EXERCISE INSTRUCTIONS:
Count how many lines of the material contain the string "React", then give that number and nothing more.

MATERIAL PROVIDED:

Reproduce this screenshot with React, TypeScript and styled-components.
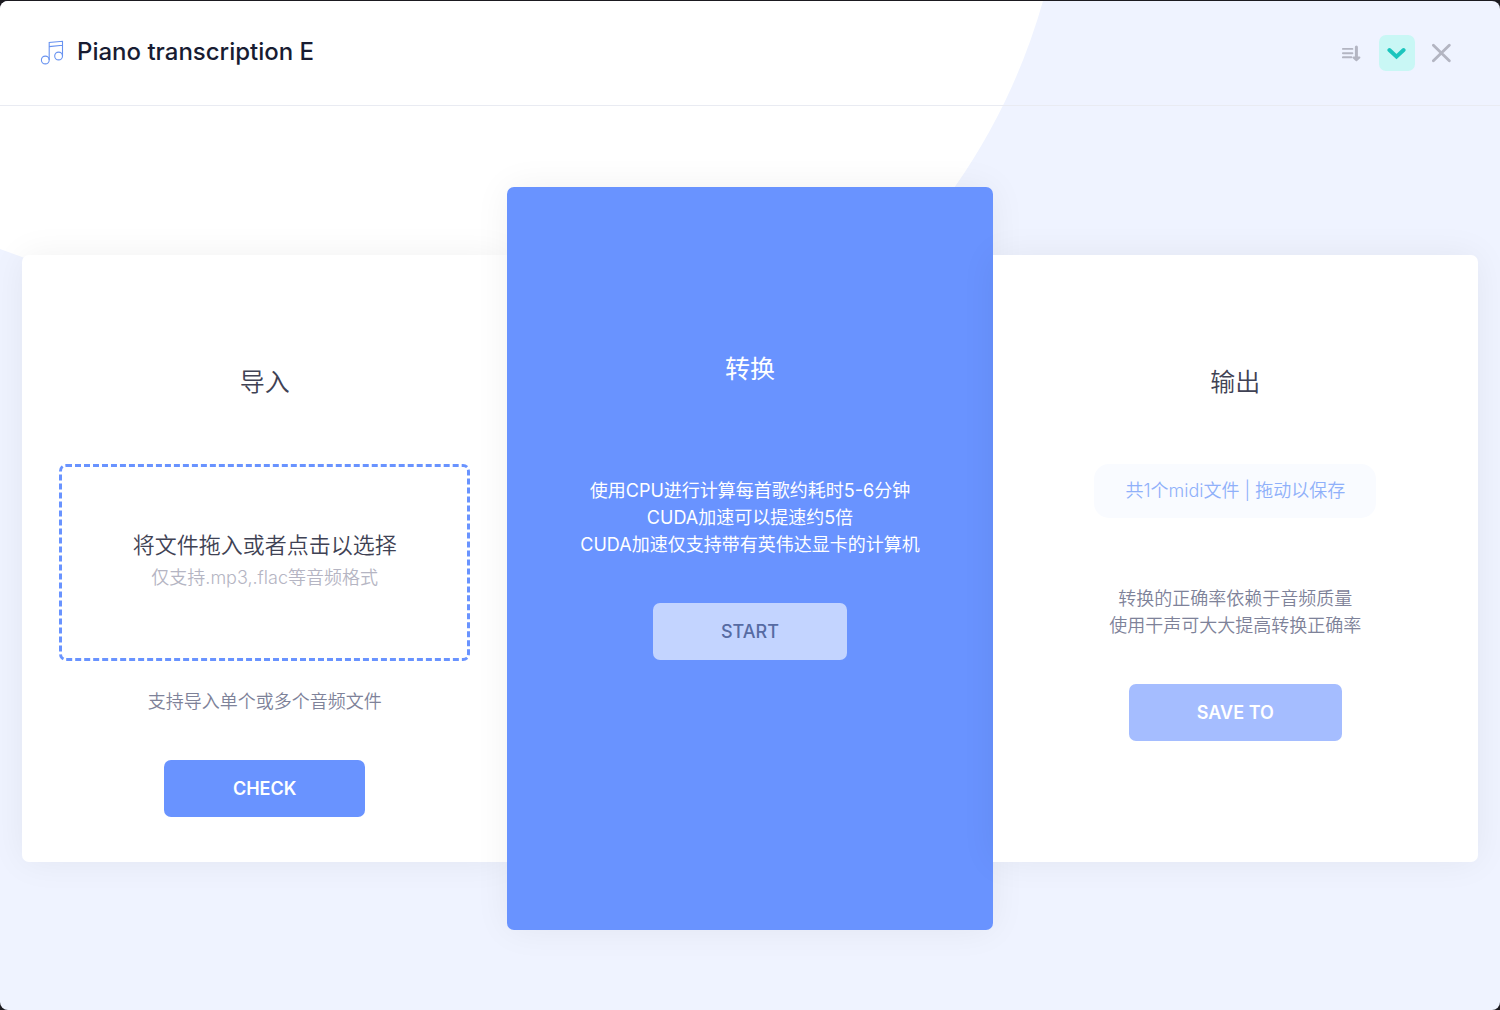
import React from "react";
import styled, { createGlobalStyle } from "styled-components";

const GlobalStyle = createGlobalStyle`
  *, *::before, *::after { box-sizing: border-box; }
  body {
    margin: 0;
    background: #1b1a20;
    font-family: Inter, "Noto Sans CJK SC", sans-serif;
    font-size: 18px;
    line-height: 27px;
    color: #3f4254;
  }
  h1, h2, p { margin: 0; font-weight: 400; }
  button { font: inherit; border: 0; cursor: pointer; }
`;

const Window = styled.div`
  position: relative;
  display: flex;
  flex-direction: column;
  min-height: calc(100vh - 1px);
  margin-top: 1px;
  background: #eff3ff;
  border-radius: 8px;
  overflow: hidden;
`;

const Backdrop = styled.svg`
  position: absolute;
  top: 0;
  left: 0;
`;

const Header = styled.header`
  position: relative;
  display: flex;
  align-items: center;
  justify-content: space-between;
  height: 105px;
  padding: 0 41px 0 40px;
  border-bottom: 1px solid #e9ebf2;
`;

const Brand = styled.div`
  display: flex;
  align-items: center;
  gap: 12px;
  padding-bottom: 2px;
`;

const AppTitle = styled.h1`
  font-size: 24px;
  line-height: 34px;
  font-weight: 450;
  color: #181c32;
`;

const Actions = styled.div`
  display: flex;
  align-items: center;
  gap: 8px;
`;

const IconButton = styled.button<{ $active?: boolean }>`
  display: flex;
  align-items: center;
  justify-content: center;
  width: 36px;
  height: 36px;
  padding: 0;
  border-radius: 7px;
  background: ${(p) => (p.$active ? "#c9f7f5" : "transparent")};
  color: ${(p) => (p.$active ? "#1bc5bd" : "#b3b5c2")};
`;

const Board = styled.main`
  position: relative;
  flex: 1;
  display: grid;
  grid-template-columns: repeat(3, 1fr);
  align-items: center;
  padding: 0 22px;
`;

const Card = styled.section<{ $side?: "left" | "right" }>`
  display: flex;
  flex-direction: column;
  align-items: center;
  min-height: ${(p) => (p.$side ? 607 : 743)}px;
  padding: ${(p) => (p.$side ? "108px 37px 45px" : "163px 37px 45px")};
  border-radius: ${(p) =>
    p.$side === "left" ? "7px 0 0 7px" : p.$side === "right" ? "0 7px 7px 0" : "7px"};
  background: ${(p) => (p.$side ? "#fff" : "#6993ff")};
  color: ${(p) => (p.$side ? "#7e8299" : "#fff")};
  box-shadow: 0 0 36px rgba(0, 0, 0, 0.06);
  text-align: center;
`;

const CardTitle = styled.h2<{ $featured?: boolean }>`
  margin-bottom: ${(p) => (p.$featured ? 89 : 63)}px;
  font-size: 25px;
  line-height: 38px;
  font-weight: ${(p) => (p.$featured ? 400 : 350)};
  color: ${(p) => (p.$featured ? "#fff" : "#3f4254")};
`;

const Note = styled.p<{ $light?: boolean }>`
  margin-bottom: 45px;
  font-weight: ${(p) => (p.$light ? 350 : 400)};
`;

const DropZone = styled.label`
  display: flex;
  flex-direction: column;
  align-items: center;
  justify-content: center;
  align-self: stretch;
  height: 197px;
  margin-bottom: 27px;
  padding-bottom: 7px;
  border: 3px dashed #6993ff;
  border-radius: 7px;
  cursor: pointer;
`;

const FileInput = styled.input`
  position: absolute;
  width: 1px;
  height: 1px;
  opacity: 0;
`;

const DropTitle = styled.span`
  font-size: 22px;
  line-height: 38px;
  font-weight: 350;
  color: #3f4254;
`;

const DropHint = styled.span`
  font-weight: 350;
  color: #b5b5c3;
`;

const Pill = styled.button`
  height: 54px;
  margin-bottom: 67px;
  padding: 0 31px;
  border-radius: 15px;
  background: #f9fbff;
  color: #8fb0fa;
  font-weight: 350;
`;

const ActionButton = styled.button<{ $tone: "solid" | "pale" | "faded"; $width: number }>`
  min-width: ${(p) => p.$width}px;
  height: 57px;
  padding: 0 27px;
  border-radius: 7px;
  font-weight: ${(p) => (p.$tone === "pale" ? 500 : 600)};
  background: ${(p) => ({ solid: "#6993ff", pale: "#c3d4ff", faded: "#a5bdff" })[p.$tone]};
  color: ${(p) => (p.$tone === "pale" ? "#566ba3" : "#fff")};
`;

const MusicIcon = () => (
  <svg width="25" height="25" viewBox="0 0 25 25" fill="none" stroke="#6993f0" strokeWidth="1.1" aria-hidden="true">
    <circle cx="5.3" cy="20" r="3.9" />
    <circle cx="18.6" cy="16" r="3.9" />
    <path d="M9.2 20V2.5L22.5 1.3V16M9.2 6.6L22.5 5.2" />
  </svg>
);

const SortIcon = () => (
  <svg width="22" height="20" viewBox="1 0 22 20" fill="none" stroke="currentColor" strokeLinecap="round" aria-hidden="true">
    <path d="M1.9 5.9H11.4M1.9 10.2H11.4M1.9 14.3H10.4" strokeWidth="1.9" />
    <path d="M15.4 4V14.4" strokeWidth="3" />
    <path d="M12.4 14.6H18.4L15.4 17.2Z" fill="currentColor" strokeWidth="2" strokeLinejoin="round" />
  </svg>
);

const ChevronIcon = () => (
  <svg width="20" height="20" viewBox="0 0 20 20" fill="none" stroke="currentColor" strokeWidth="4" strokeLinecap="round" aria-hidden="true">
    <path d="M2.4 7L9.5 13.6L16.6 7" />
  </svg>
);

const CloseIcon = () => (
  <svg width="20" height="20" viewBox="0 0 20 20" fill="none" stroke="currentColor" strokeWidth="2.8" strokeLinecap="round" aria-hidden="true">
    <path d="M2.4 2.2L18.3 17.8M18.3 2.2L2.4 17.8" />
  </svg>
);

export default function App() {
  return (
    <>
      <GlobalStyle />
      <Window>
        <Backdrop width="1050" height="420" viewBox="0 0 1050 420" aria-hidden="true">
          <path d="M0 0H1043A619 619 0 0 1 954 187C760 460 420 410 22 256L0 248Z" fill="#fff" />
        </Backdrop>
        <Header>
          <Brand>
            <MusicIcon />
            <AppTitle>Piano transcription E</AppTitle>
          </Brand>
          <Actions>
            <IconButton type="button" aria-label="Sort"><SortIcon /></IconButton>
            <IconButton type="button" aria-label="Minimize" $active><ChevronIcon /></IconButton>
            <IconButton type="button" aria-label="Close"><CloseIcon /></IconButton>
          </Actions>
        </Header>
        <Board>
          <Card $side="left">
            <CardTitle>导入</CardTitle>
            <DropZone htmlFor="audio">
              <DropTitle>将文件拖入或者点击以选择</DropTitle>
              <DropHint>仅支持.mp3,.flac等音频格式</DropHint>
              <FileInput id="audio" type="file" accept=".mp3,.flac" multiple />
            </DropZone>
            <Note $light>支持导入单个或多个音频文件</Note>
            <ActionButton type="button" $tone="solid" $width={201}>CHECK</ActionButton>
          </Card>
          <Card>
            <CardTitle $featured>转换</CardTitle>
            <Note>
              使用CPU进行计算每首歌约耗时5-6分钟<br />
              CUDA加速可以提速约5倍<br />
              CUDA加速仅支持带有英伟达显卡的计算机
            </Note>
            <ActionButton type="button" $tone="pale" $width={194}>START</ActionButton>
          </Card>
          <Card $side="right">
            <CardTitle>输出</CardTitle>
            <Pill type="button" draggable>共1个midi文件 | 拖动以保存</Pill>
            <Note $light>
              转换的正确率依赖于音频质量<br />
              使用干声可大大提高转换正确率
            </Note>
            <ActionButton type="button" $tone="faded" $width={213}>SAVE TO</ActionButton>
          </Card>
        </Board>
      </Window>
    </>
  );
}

SOLUTION FOR THIS EXERCISE:
2